The Plugges told me they'd turned around after encountering a black bear and her two cubs. They weren't kidding: About a mile up the road, a mama bear snuffled in the grass as two tiny cubs played, running around and pawing at the air. The preserve, as envisioned by its founding members, was doing its job.

Black bear - SASHA GOLDSTEIN
  • Sasha Goldstein
  • Black bear

As a thunderstorm rumbled in, I decided to call it a day. I turned back toward the club and greeted a group of weary walkers finishing a hike on Sawteeth mountain, named for its distinctive profile.

I joined up with the group of siblings and one spouse. They all live in the Northeast, they told me, and try to meet up for occasional day hikes, frequently in the Adirondacks. A solo hiker fell in with us on the walk back from his climb up Indian Head, a well-traveled trail because of its short length and sweet views of the Ausable Lakes. The crew was happy to hike for free, especially compared to out west, where private land can cost an admission fee, said Sarah Downes, a hiker visiting from Enosburg.

"They don't have to allow public access," she said of the club. "They have a jewel that anybody can use."

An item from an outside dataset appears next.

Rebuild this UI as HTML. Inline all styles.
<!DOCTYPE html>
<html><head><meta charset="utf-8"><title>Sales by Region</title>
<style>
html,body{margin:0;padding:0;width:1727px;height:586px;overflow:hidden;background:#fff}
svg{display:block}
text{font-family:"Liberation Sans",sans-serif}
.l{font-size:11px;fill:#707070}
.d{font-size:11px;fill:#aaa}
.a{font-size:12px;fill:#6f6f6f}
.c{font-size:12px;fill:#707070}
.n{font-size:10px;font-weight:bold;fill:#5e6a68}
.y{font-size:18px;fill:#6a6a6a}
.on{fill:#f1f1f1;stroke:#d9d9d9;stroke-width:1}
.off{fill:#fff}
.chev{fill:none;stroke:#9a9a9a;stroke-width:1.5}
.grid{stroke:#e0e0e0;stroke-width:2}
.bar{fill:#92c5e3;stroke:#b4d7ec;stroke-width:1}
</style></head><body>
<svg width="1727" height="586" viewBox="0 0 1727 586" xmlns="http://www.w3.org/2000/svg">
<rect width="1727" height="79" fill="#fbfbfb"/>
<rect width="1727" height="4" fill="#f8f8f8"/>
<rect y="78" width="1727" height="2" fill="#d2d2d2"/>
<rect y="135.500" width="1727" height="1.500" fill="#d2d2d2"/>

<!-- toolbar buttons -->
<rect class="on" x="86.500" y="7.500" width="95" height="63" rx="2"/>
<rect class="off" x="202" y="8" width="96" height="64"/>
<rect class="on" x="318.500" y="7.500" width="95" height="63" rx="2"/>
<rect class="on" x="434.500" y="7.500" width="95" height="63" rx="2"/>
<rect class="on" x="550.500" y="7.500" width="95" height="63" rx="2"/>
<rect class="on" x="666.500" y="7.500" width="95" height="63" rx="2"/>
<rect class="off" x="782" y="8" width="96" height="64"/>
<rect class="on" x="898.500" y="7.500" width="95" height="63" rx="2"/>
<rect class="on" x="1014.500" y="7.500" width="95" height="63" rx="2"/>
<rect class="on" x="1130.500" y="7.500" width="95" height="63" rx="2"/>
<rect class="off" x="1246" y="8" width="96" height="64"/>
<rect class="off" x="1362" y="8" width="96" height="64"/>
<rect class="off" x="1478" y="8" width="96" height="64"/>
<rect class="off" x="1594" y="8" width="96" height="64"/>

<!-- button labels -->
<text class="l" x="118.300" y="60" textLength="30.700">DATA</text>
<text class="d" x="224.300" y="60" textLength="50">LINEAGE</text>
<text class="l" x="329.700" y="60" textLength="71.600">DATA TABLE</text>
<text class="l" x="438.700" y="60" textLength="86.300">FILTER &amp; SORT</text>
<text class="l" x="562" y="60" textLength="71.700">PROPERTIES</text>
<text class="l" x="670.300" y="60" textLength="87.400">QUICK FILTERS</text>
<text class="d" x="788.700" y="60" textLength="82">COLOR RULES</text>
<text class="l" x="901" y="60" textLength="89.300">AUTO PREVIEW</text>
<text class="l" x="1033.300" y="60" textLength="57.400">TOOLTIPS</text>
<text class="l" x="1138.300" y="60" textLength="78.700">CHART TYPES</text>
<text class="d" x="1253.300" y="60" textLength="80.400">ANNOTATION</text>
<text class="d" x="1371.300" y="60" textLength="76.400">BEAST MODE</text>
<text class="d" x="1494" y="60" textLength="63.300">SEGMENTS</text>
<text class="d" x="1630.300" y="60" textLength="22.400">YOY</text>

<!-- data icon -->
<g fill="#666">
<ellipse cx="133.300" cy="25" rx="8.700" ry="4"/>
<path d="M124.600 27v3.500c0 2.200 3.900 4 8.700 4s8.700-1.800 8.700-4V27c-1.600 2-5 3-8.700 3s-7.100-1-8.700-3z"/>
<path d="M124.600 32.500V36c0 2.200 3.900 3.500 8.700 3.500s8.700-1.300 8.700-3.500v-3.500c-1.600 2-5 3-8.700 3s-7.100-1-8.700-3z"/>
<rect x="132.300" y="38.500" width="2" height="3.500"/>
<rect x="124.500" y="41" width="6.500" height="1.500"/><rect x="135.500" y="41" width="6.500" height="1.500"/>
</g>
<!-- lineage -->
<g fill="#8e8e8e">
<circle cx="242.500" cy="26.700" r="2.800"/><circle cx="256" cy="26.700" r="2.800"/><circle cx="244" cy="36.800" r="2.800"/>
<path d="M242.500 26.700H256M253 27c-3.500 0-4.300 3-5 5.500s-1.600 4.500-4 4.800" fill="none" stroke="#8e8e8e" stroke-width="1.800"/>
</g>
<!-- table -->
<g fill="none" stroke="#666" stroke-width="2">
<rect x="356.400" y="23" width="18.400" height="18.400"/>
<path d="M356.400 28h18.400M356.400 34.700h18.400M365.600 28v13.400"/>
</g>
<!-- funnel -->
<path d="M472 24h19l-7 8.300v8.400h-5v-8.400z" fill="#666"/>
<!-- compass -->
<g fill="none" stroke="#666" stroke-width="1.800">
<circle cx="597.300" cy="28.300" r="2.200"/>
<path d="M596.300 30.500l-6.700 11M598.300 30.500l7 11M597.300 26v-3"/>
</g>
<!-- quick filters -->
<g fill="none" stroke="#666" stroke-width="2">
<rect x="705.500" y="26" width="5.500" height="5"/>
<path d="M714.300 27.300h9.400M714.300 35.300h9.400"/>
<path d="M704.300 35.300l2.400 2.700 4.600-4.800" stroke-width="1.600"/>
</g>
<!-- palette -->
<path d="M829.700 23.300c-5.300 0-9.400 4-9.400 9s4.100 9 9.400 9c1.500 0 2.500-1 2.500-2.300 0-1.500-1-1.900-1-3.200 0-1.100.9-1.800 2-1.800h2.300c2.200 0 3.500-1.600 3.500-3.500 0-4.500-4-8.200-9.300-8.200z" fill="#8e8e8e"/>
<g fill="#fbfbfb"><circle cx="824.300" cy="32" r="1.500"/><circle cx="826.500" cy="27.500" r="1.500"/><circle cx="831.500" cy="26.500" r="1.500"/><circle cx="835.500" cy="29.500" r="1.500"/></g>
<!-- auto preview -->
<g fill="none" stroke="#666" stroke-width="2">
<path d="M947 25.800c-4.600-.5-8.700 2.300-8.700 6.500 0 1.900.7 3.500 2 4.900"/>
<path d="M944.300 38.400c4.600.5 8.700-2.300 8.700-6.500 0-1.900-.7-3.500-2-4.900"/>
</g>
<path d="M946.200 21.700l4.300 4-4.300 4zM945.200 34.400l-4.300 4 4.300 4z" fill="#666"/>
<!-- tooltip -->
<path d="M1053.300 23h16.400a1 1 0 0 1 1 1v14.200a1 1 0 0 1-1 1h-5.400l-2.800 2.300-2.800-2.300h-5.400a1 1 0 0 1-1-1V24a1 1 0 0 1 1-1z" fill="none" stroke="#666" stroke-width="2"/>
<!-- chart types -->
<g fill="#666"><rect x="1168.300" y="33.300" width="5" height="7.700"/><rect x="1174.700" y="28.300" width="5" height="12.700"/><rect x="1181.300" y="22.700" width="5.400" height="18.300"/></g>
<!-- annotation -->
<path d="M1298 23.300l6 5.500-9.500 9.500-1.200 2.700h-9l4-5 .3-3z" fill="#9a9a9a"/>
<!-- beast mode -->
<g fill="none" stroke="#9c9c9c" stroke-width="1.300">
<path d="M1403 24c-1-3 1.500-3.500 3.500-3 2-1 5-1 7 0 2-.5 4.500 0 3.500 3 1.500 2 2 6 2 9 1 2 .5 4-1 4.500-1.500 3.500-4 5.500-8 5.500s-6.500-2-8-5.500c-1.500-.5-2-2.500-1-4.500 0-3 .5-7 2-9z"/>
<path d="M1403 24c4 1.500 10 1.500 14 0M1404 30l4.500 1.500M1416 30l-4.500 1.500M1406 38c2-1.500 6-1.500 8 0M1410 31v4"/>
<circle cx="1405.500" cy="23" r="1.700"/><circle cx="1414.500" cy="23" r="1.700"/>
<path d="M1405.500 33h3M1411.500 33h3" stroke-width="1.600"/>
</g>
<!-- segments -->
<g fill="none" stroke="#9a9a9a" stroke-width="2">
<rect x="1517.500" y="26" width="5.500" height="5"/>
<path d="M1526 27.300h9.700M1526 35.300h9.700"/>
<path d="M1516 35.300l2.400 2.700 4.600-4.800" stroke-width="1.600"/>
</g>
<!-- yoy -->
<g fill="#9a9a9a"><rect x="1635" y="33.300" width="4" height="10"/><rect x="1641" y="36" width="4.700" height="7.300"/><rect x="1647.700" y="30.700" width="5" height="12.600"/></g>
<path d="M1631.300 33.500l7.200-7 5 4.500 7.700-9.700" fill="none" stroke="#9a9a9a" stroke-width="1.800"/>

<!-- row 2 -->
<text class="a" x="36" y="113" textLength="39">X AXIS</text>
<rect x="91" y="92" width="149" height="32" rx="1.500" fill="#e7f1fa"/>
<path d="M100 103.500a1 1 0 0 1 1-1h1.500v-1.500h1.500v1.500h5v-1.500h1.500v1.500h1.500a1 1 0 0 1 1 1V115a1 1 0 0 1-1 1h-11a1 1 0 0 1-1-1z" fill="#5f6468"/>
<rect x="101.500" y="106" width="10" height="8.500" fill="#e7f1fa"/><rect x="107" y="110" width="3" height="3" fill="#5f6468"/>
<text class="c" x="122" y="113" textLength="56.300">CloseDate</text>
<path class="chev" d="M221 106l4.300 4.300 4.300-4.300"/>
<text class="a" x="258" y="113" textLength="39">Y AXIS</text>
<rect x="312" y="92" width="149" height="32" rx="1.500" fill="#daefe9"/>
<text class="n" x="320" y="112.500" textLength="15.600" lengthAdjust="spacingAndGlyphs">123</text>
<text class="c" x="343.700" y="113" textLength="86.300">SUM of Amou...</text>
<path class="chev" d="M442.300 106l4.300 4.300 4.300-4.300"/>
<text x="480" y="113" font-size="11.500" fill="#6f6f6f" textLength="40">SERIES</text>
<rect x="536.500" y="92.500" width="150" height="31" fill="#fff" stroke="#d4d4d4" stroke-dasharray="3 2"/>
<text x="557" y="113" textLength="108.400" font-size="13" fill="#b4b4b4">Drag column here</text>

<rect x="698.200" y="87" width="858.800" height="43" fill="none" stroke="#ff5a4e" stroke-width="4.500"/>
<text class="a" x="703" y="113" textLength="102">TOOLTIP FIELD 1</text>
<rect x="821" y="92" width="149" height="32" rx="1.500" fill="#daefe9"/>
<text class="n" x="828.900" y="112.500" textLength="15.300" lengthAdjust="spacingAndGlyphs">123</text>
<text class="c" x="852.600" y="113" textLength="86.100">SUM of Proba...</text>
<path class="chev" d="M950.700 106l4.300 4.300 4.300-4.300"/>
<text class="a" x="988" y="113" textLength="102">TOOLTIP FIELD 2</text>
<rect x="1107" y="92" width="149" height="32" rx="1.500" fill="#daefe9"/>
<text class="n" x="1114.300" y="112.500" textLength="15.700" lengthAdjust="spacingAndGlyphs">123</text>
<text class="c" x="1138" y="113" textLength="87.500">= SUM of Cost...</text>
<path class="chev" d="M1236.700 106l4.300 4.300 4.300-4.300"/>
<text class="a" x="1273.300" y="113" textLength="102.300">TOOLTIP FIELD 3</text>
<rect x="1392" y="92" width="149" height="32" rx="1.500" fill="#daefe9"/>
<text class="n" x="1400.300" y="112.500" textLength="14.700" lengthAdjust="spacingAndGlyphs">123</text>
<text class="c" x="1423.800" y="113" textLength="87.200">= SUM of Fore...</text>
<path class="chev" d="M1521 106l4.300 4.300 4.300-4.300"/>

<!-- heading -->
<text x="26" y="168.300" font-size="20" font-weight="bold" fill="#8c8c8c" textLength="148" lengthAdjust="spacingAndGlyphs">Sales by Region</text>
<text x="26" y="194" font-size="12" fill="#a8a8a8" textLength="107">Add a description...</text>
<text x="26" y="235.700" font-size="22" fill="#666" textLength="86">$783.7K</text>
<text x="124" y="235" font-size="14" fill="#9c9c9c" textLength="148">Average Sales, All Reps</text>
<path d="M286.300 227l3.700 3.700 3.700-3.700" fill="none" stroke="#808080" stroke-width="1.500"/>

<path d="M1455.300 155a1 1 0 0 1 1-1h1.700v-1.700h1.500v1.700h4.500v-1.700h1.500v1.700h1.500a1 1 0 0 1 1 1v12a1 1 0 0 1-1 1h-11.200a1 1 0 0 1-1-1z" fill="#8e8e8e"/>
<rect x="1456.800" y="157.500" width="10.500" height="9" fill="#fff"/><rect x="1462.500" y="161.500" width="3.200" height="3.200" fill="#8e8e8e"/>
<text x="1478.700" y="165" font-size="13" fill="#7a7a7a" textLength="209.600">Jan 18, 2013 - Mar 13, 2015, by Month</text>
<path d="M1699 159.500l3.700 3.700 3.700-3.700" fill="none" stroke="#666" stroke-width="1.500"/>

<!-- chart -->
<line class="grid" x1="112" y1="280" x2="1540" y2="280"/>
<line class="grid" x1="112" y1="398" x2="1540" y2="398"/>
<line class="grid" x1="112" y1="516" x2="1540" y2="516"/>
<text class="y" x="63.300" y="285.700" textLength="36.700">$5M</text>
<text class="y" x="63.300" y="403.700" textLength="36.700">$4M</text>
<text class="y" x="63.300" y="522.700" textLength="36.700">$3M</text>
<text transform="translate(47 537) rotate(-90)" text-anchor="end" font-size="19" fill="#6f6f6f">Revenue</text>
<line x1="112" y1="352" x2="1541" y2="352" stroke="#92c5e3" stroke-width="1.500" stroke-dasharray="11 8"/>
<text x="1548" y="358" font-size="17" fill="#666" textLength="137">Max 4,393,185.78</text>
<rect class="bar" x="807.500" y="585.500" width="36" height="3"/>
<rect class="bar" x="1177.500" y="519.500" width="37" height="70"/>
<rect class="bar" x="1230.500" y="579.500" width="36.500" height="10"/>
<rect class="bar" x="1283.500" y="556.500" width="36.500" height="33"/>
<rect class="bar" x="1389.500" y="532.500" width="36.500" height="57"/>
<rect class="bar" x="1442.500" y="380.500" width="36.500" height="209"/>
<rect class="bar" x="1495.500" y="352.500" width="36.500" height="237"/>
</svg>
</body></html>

The next day, I was back at the club for a different spectacle: fireworks. The club's busiest time of year is always the Fourth of July weekend, when hundreds of members arrive to golf, fish, play tennis, enjoy the weather and dine at the clubhouse. It climaxed on Saturday with an epic pyrotechnic display, rattling and booming across the mountain valley. It's also the one time of year that nonmembers can come to the club to a part of the property usually considered off limits.

Members, dressed to the nines for the evening, gazed out from the clubhouse porch after dinner while locals and other visitors on the golf course sat on camp chairs and huddled under blankets to ward off the cool mountain air.

"That they allow all these people on their golf course — it's very civic-minded of them," noted Gita Grady, a nonmember from Keene Valley who has visited each summer for decades. Children ran by giggling and playing as they waited for dusk to fall. "We made a big effort to get up from New Jersey tonight so we could get here for the fireworks," Grady added. "It's the icing on the cake."